Comprehensive Analysis
As of November 21, 2025, Costain Group PLC's stock price of £1.45 presents a compelling case for being undervalued when triangulated across multiple valuation methods. The company's fundamentals, particularly its strong order book and clean balance sheet, support a higher valuation than the market is currently assigning. A preliminary check against analyst targets suggests upside. The average 12-month price target from analysts is £1.68, with a high estimate of £1.82. This indicates the stock is Undervalued with an attractive potential upside.
Costain's valuation multiples are attractive compared to peers. Its Trailing Twelve Month (TTM) P/E ratio is 12.57x, which is favorable when compared to the UK Professional Services industry average of 28.6x and the European Construction industry average of 14.1x. The forward P/E ratio of 10.38x is even more appealing, suggesting expected earnings growth is not fully priced in. Similarly, the current EV/EBITDA ratio of 5.01x is well below the average for the Industrials Sector, which stands around 6.1x. The UK Construction & Engineering sector has seen average M&A multiples around 3.8x to 5.3x, placing Costain within a reasonable range but arguably deserving of a premium due to its strong balance sheet.
The company's cash flow generation appears robust, though variable. The latest annual Free Cash Flow (FCF) yield was a very strong 13.06%, based on FY2024 results. While the most recent quarterly data shows a much lower yield of 1.53%, this is likely due to the lumpy nature of working capital in the engineering and construction sector. The annual FCF conversion from EBITDA was a healthy 80.1% (£37.2M FCF / £46.4M EBITDA), indicating quality earnings. Furthermore, the company offers a Shareholder Yield of approximately 4.32% (1.66% dividend yield + 2.66% annual buyback yield), supported by a low dividend payout ratio of 19.17%, which suggests the returns are sustainable and there is capacity for future increases.
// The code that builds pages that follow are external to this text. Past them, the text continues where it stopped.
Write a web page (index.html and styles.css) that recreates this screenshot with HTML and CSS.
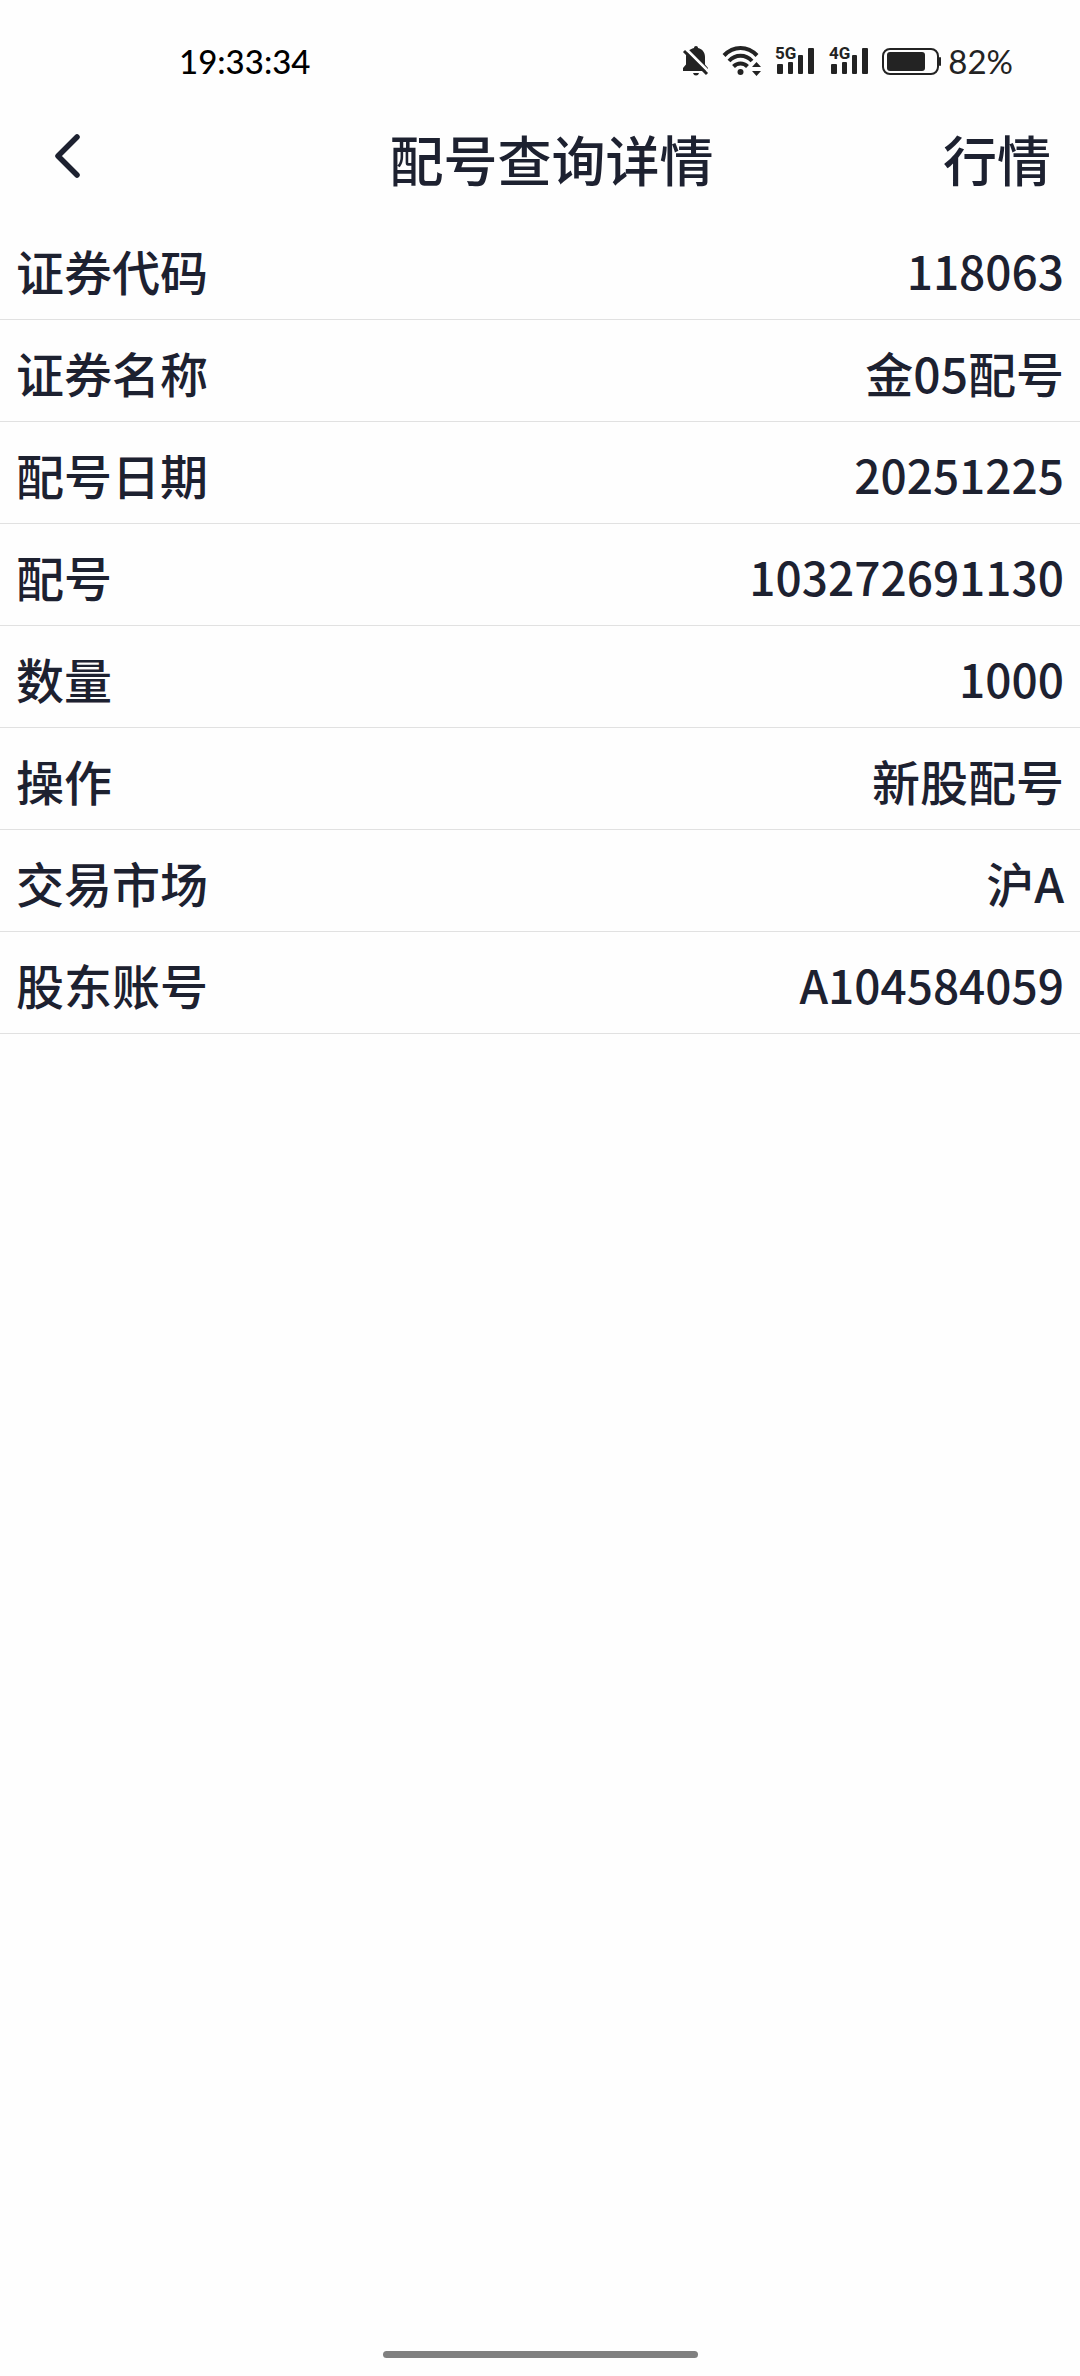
FILE: index.html
```html
<!DOCTYPE html>
<html lang="zh-CN">
<head>
<meta charset="UTF-8">
<meta name="viewport" content="width=device-width, initial-scale=1.0">
<title>配号查询详情</title>
<link rel="stylesheet" href="styles.css">
</head>
<body>

  <div class="status-bar">
    <span class="time">19:33:34</span>
    <div class="status-icons">
      <svg class="bell" width="28" height="32" viewBox="0 0 28 32" aria-hidden="true">
        <path d="M14 1c1.200 0 2 .8 2 2 4.500 1 7 4.500 7 9v7.500l3 3.500v3H1v-3l3-3.500V12c0-4.500 3.500-8 8-9 0-1.200.8-2 2-2z" fill="#232323"/>
        <path d="M11 28h6c-.5 1.700-1.500 2.500-3 2.500s-2.500-.8-3-2.500z" fill="#232323"/>
        <path d="M3.500 3.500L28.500 28.500" stroke="#fefefe" stroke-width="3"/>
        <path d="M2 6L25 29" stroke="#232323" stroke-width="3"/>
      </svg>
      <svg class="wifi" width="40" height="32" viewBox="0 0 40 32" aria-hidden="true">
        <g fill="none" stroke="#232323" stroke-width="4">
          <path d="M2 10.500C11.500.5 25.500.5 35 10.500"/>
          <path d="M7 16C13.500 9 23.500 9 30 16"/>
          <path d="M11.500 21.500C15.500 17.500 21.500 17.500 25.500 21.500"/>
        </g>
        <circle cx="18.500" cy="27" r="3" fill="#232323"/>
        <path d="M30 22l4.500-5 4.500 5zM30 26h9l-4.500 5z" fill="#232323"/>
      </svg>
      <svg class="signal" width="42" height="40" viewBox="0 -4 42 40" aria-hidden="true">
        <text x="1" y="14" class="net">5G</text>
        <g fill="#232323">
          <rect x="3" y="19" width="6" height="10" rx="1"/>
          <rect x="14" y="17" width="5" height="12" rx="1"/>
          <rect x="24" y="10" width="5" height="19" rx="1"/>
          <rect x="34" y="3" width="6" height="26" rx="1"/>
        </g>
      </svg>
      <svg class="signal" width="42" height="40" viewBox="0 -4 42 40" aria-hidden="true">
        <text x="1" y="14" class="net">4G</text>
        <g fill="#232323">
          <rect x="3" y="19" width="6" height="10" rx="1"/>
          <rect x="14" y="17" width="5" height="12" rx="1"/>
          <rect x="24" y="10" width="5" height="19" rx="1"/>
          <rect x="34" y="3" width="6" height="26" rx="1"/>
        </g>
      </svg>
      <svg class="battery" width="60" height="32" viewBox="0 0 60 32" aria-hidden="true">
        <rect x="1" y="4" width="55" height="25" rx="7" fill="none" stroke="#232323" stroke-width="2"/>
        <rect x="5" y="7" width="38" height="19" rx="3" fill="#232323"/>
        <rect x="57" y="12" width="2" height="9" rx="1" fill="#232323"/>
      </svg>
      <span class="percent">82%</span>
    </div>
  </div>

  <header>
    <button class="back" type="button" aria-label="返回">
      <svg width="30" height="46" viewBox="0 0 30 46" aria-hidden="true">
        <path d="M25 4L6 23L25 42" fill="none" stroke="#1d2130" stroke-width="5.500" stroke-linecap="round" stroke-linejoin="round"/>
      </svg>
    </button>
    <h1>配号查询详情</h1>
    <a class="quote" href="#">行情</a>
  </header>

  <main>
    <table class="detail">
      <tr><th scope="row">证券代码</th><td class="number">118063</td></tr>
      <tr><th scope="row">证券名称</th><td>金05配号</td></tr>
      <tr><th scope="row">配号日期</th><td class="number">20251225</td></tr>
      <tr><th scope="row">配号</th><td class="number">103272691130</td></tr>
      <tr><th scope="row">数量</th><td class="number">1000</td></tr>
      <tr><th scope="row">操作</th><td>新股配号</td></tr>
      <tr><th scope="row">交易市场</th><td>沪A</td></tr>
      <tr><th scope="row">股东账号</th><td class="number">A104584059</td></tr>
    </table>
  </main>

  <footer>
    <div class="home-bar"></div>
  </footer>

</body>
</html>
```

FILE: styles.css
```css
* {
  box-sizing: border-box;
}
body {
  margin: 0;
  min-height: 100vh;
  display: flex;
  flex-direction: column;
  background-color: #fefefe;
  color: #1d2130;
  font-family: "Noto Sans CJK SC", sans-serif;
}

/* status bar */
.status-bar {
  display: flex;
  justify-content: space-between;
  align-items: center;
  padding: 41px 67px 15px 179px;
  font-family: Lato, sans-serif;
  font-size: 33px;
  line-height: 32px;
}
.time {
  color: #000;
  font-weight: 500;
}
.status-icons {
  display: flex;
  align-items: center;
  color: #232323;
}
.status-icons svg {
  display: block;
}
.bell,
.wifi,
.signal {
  margin-right: 12px;
}
.battery {
  margin-right: 6px;
}
.net {
  font-family: "Liberation Sans Narrow", Roboto, sans-serif;
  font-size: 17px;
  font-weight: 700;
  fill: #232323;
}

/* title bar */
header {
  display: grid;
  grid-template-columns: 1fr auto 1fr;
  align-items: center;
  height: 122px;
  padding: 0 29px 2px 52px;
}
h1,
.quote {
  margin: 0;
  padding-top: 6px;
  font-size: 54px;
  font-weight: 500;
  line-height: 80px;
}
.quote {
  justify-self: end;
  color: inherit;
  text-decoration: none;
}
.back {
  justify-self: start;
  padding: 0;
  border: none;
  background: none;
  cursor: pointer;
}
.back svg {
  display: block;
}

/* detail rows */
.detail {
  width: 100%;
  border-spacing: 0;
}
.detail th,
.detail td {
  padding: 18px 16px 14px;
  border-bottom: 1px solid #e1e1e1;
  font-size: 48px;
  font-weight: 500;
  line-height: 69px;
  text-align: left;
}
.detail td {
  text-align: right;
}
.detail .number {
  font-size: 46px;
}

footer {
  margin-top: auto;
  padding-bottom: 18px;
}
.home-bar {
  width: 315px;
  height: 7px;
  margin: 0 auto;
  border-radius: 4px;
  background-color: #808080;
}
```
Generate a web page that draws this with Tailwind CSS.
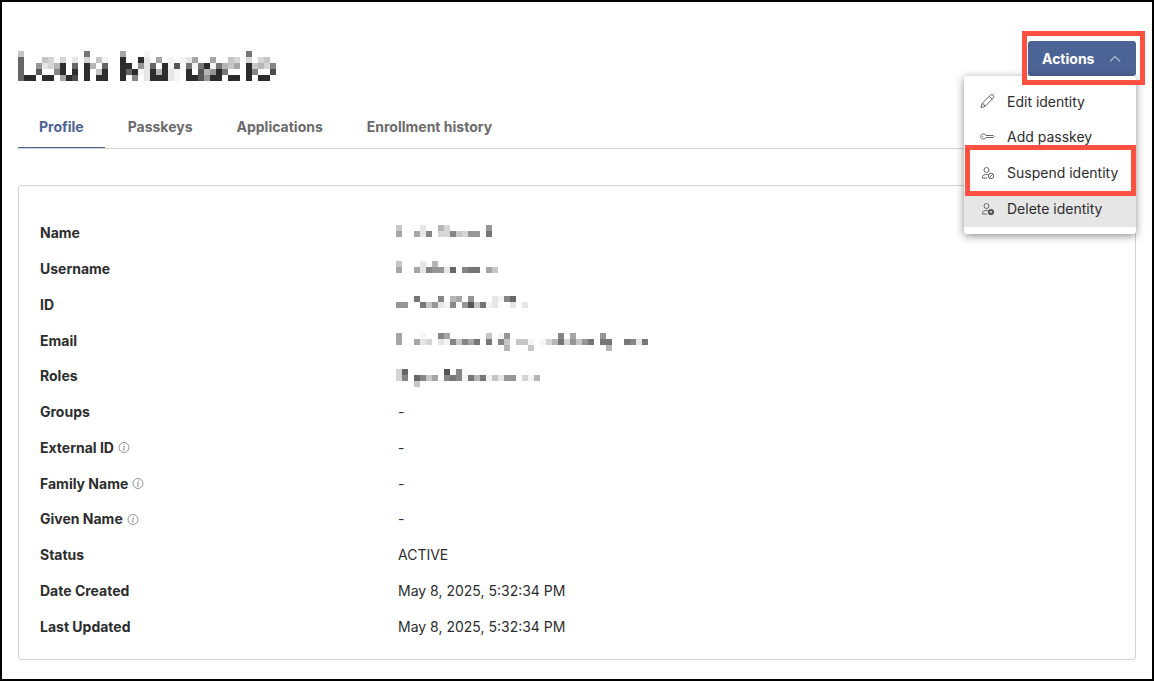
<!DOCTYPE html>
<html lang="en">
<head>
<meta charset="utf-8">
<meta name="viewport" content="width=device-width, initial-scale=1">
<title>Identity profile</title>
<script src="https://cdn.jsdelivr.net/npm/@tailwindcss/browser@4"></script>
</head>
<body class="bg-white font-['Inter',sans-serif] text-[14px] text-[#2d2d2d]">
<div class="min-h-screen border-2 border-black px-4 pt-[39px] pb-[19px]">
  <header class="flex items-start justify-between">
    <h1 class="pt-[10px]" aria-label="Redacted name">
      <svg class="block" data-mosaic="c..........7.....a...f................7|6...cd.d.e.d.cf..2..2e.a.f.fea..a..cd.d.dc|6..9edb2.6.2b.6..22.9e6.2f5.7f72f7bca.2cbd8|6..5..82.2.2.c2..262fe2b2ef.2.5b927...28..4|622.22.a24.2.22..2.8.e222ef.225922.22.2.22"></svg>
    </h1>
    <div class="relative">
      <button type="button" aria-haspopup="menu" aria-expanded="true" aria-controls="actions-menu" class="flex h-[35px] w-[108px] items-center justify-between rounded-[3px] bg-[#4c6395] pr-[15px] pl-[14px] font-bold text-white">
        Actions
        <svg class="h-3 w-3" viewBox="0 0 12 12" fill="none" stroke="#a8b4cd" stroke-width="1.3" aria-hidden="true"><path d="M1 8.500 6 3.500l5 5"/></svg>
      </button>
      <ul id="actions-menu" role="menu" class="absolute top-full right-0 z-10 w-[172px] rounded-[3px] bg-white py-[7px] shadow-[0_2px_8px_rgba(0,0,0,0.45)]">
        <li role="none"><button type="button" role="menuitem" class="flex h-9 w-full items-center gap-[11px] pl-4 whitespace-nowrap">
          <svg class="h-4 w-4 shrink-0" viewBox="0 0 16 16" fill="none" stroke="#666" stroke-width="1" stroke-linejoin="round" aria-hidden="true"><path d="M1 14.500 2 10.500 10.600 2q1.400-1 2.600.2t.2 2.600L5 13.500ZM2 10.500q2.500.4 3 3M9.300 3.300l2.900 2.900"/></svg>
          Edit identity</button></li>
        <li role="none"><button type="button" role="menuitem" class="flex h-9 w-full items-center gap-[11px] pb-0.5 pl-4 whitespace-nowrap">
          <svg class="h-4 w-4 shrink-0" viewBox="0 0 16 16" fill="none" stroke="#666" stroke-width="1" stroke-linejoin="round" aria-hidden="true"><path d="M5.900 7.500h7.300l1 1-1 1H5.900A2.700 2.600 0 1 1 5.900 7.500Z"/><circle cx="2.800" cy="8.500" r=".3"/></svg>
          Add passkey</button></li>
        <li role="none" class="relative"><button type="button" role="menuitem" class="flex h-9 w-full items-center gap-[11px] pb-0.5 pl-4 whitespace-nowrap">
          <svg class="h-4 w-4 shrink-0" viewBox="0 0 16 16" fill="none" stroke="#666" stroke-width="1" aria-hidden="true"><circle cx="6.500" cy="6" r="2.500"/><path d="M7 14H2.500v-1.500Q3 10.500 5.500 10.500h2.300"/><circle cx="11" cy="12" r="2.700"/><path d="m9.200 13.800 3.600-3.600"/></svg>
          Suspend identity</button>
          <span class="pointer-events-none absolute -top-[10px] right-0 -bottom-[5px] left-px border-5 border-[#ff5042]"></span></li>
        <li role="none"><button type="button" role="menuitem" class="flex h-9 w-full items-center gap-[11px] bg-[#e6e6e6] pb-0.5 pl-4 whitespace-nowrap">
          <svg class="h-4 w-4 shrink-0" viewBox="0 0 16 16" fill="none" stroke="#666" stroke-width="1" aria-hidden="true"><circle cx="6.500" cy="6" r="2.500"/><path d="M7 14H2.500v-1.500Q3 10.500 5.500 10.500h2.300"/><circle cx="11" cy="12" r="3.100" fill="#555" stroke="none"/><path d="m10 11 2 2m0-2-2 2" stroke="#ddd" stroke-width=".8"/></svg>
          Delete identity</button></li>
      </ul>
      <span class="pointer-events-none absolute -top-[10px] -right-[9px] -bottom-[9px] -left-[6px] z-20 border-5 border-[#ff5042]"></span>
    </div>
  </header>

  <nav class="mt-[24px] flex gap-0.5 border-b border-[#d2d2d2] font-bold text-[#6b6b6b]" aria-label="Sections">
    <a href="#profile" aria-current="page" class="flex h-[43px] items-center border-b border-[#4c6395] px-[21px] text-[#4c6395]">Profile</a>
    <a href="#passkeys" class="flex h-[43px] items-center px-[21px]">Passkeys</a>
    <a href="#applications" class="flex h-[43px] items-center px-[21px]">Applications</a>
    <a href="#history" class="flex h-[43px] items-center px-[21px]">Enrollment history</a>
  </nav>

  <main class="mt-9 rounded-[3px] border border-[#d2d2d2] px-[21px] pt-[29px] pb-[15px]">
    <table class="h-[429px] w-full table-fixed text-left">
      <tbody>
        <tr><th scope="row" class="w-1/3 font-bold">Name</th><td><svg class="mb-1 -ml-0.5 block" aria-label="Redacted" data-mosaic="c...e..bd......9|a..ae8.dd8cd99.7"></svg></td></tr>
        <tr><th scope="row" class="font-bold">Username</th><td><svg class="mb-1 -ml-0.5 block" aria-label="Redacted" data-mosaic="c...e.b|a..ae899e6.877.ac"></svg></td></tr>
        <tr><th scope="row" class="font-bold">ID</th><td><svg class="mb-1 -ml-0.5 block" aria-label="Redacted" data-mosaic="...7...8.ba.9...ef86|99..7c9ef8.95c7fe..e.e"></svg></td></tr>
        <tr><th scope="row" class="font-bold">Email</th><td><svg class="mt-0.5 -mb-0.5 -ml-0.5 block" aria-label="Redacted" data-mosaic="a...f..8a......c.f9........8.a....9|a..aed.ef8c8a7.7.8c.ccf.fdb7d9c97.77..78e7|..................b...c............b"></svg></td></tr>
        <tr><th scope="row" class="font-bold">Roles</th><td><svg class="mt-0.5 -mb-0.5 -ml-0.5 block" aria-label="Redacted" data-mosaic="d6......5.8|d8.68ca.878f7b7fce99.dfb|...c"></svg></td></tr>
        <tr><th scope="row" class="font-bold">Groups</th><td>-</td></tr>
        <tr><th scope="row" class="font-bold"><span class="flex items-center gap-1">External ID <svg class="h-3 w-3" viewBox="0 0 12 12" fill="none" stroke="#777" stroke-width=".8" role="img" aria-label="Info"><circle cx="6" cy="6.500" r="5"/><path d="M5.200 5.500h1.200L5.500 9.200h1M6.700 3.400 6.500 4.300"/></svg></span></th><td>-</td></tr>
        <tr><th scope="row" class="font-bold"><span class="flex items-center gap-1">Family Name <svg class="h-3 w-3" viewBox="0 0 12 12" fill="none" stroke="#777" stroke-width=".8" role="img" aria-label="Info"><circle cx="6" cy="6.500" r="5"/><path d="M5.200 5.500h1.200L5.500 9.200h1M6.700 3.400 6.500 4.300"/></svg></span></th><td>-</td></tr>
        <tr><th scope="row" class="font-bold"><span class="flex items-center gap-1">Given Name <svg class="h-3 w-3" viewBox="0 0 12 12" fill="none" stroke="#777" stroke-width=".8" role="img" aria-label="Info"><circle cx="6" cy="6.500" r="5"/><path d="M5.200 5.500h1.200L5.500 9.200h1M6.700 3.400 6.500 4.300"/></svg></span></th><td>-</td></tr>
        <tr><th scope="row" class="font-bold">Status</th><td>ACTIVE</td></tr>
        <tr><th scope="row" class="font-bold">Date Created</th><td>May 8, 2025, 5:32:34 PM</td></tr>
        <tr><th scope="row" class="font-bold">Last Updated</th><td>May 8, 2025, 5:32:34 PM</td></tr>
      </tbody>
    </table>
  </main>
</div>
<script>
// Redacted values: one hex digit per 6px cell gives its grey level, "." is empty, "|" ends a row.
document.querySelectorAll('svg[data-mosaic]').forEach(svg => {
  const rows = svg.dataset.mosaic.split('|');
  const cols = Math.max(...rows.map(r => r.length));
  svg.setAttribute('width', cols * 6);
  svg.setAttribute('height', rows.length * 6);
  svg.setAttribute('shape-rendering', 'crispEdges');
  rows.forEach((row, y) => [...row].forEach((c, x) => {
    if (c === '.') return;
    const rect = document.createElementNS('http://www.w3.org/2000/svg', 'rect');
    rect.setAttribute('x', x * 6);
    rect.setAttribute('y', y * 6);
    rect.setAttribute('width', 6);
    rect.setAttribute('height', 6);
    rect.setAttribute('fill', c === 'f' ? '#f4f4f4' : '#' + (c + (c < '5' ? 'c' : '6')).repeat(3));
    svg.append(rect);
  }));
});
</script>
</body>
</html>
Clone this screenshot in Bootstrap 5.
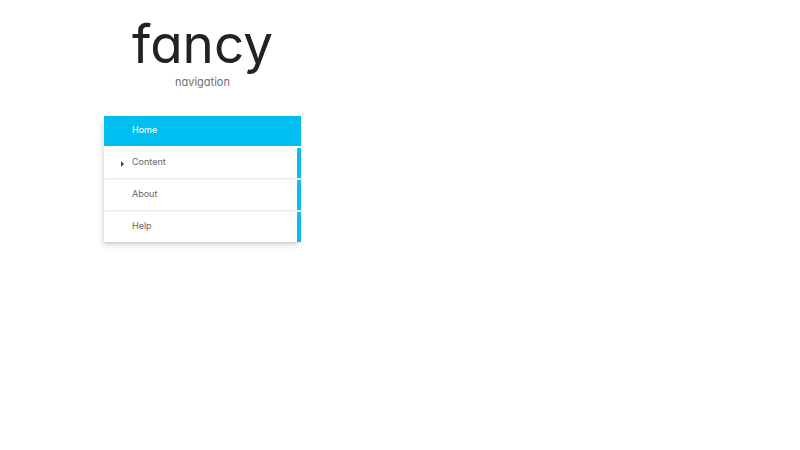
<!DOCTYPE html>
<html lang="en">
<head>
<meta charset="utf-8">
<meta name="viewport" content="width=device-width, initial-scale=1">
<title>fancy navigation</title>
<link href="https://cdn.jsdelivr.net/npm/bootstrap@5.3.0/dist/css/bootstrap.min.css" rel="stylesheet">
<style>
  body { font-family: Inter, Lato, sans-serif; font-feature-settings: "cv11"; color: #707070; background: #fff; }
  .sidebar { margin-left: 13%; width: 25%; min-width: 197px; max-width: 197px; padding-top: 12px; }
  .brand-title { font-size: 53px; line-height: 64px; font-weight: 400; color: #222; }
  .brand-sub { font-size: 11px; line-height: 12px; }
  .menu { margin-top: 28px; gap: 2px; box-shadow: -2px 4px 6px -1px rgba(0, 0, 0, .14); }
  .menu .menu-link { height: 30px; padding: 0 0 2px 28px; font-size: 9px; line-height: 16px; color: #666; background: #fff; border-right: 4px solid #0bbdec; border-radius: 0; box-shadow: -1px 2px 2px -1px rgba(0, 0, 0, .12); }
  .menu .menu-link.active { color: #fff; background: #00bff0; border-color: #00bff0; box-shadow: none; }
  .menu .has-children { padding-left: 17px; }
  .caret { width: 3px; height: 6px; margin: 3px 8px 0 0; }
</style>
</head>
<body class="min-vh-100">
<div class="sidebar">
  <header class="text-center">
    <h1 class="brand-title m-0">fancy</h1>
    <p class="brand-sub m-0">navigation</p>
  </header>
  <nav class="menu nav flex-column" aria-label="Main">
    <a class="menu-link nav-link active d-flex align-items-center" href="#home" aria-current="page">Home</a>
    <a class="menu-link nav-link has-children d-flex align-items-center" href="#content"><svg class="caret" viewBox="0 0 3 6" aria-hidden="true"><path d="M0 0L3 3L0 6Z" fill="#444"/></svg>Content</a>
    <a class="menu-link nav-link d-flex align-items-center" href="#about">About</a>
    <a class="menu-link nav-link d-flex align-items-center" href="#help">Help</a>
  </nav>
</div>
<script src="https://cdn.jsdelivr.net/npm/bootstrap@5.3.0/dist/js/bootstrap.bundle.min.js"></script>
</body>
</html>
This is arguably the most compelling method for Costain. The company reported a significant order backlog of £2.5 billion for FY2024. With a current Enterprise Value (EV) of £265 million, the EV/Backlog ratio is a mere 0.11x. This means an investor is paying just 11 pence in enterprise value for every pound of secured future revenue, a very low figure that points to significant undervaluation. Additionally, the company has a strong balance sheet with £132.7 million in net cash, meaning it has no net debt. In a triangulation of these methods, the backlog and cash-flow approaches carry the most weight due to the nature of the business. Both point to a fair value significantly above the current share price. The multiples approach confirms that the stock is, at a minimum, reasonably priced relative to its peers. This analysis suggests a consolidated fair value range of £1.60 to £1.85, reinforcing the view that the stock is currently undervalued.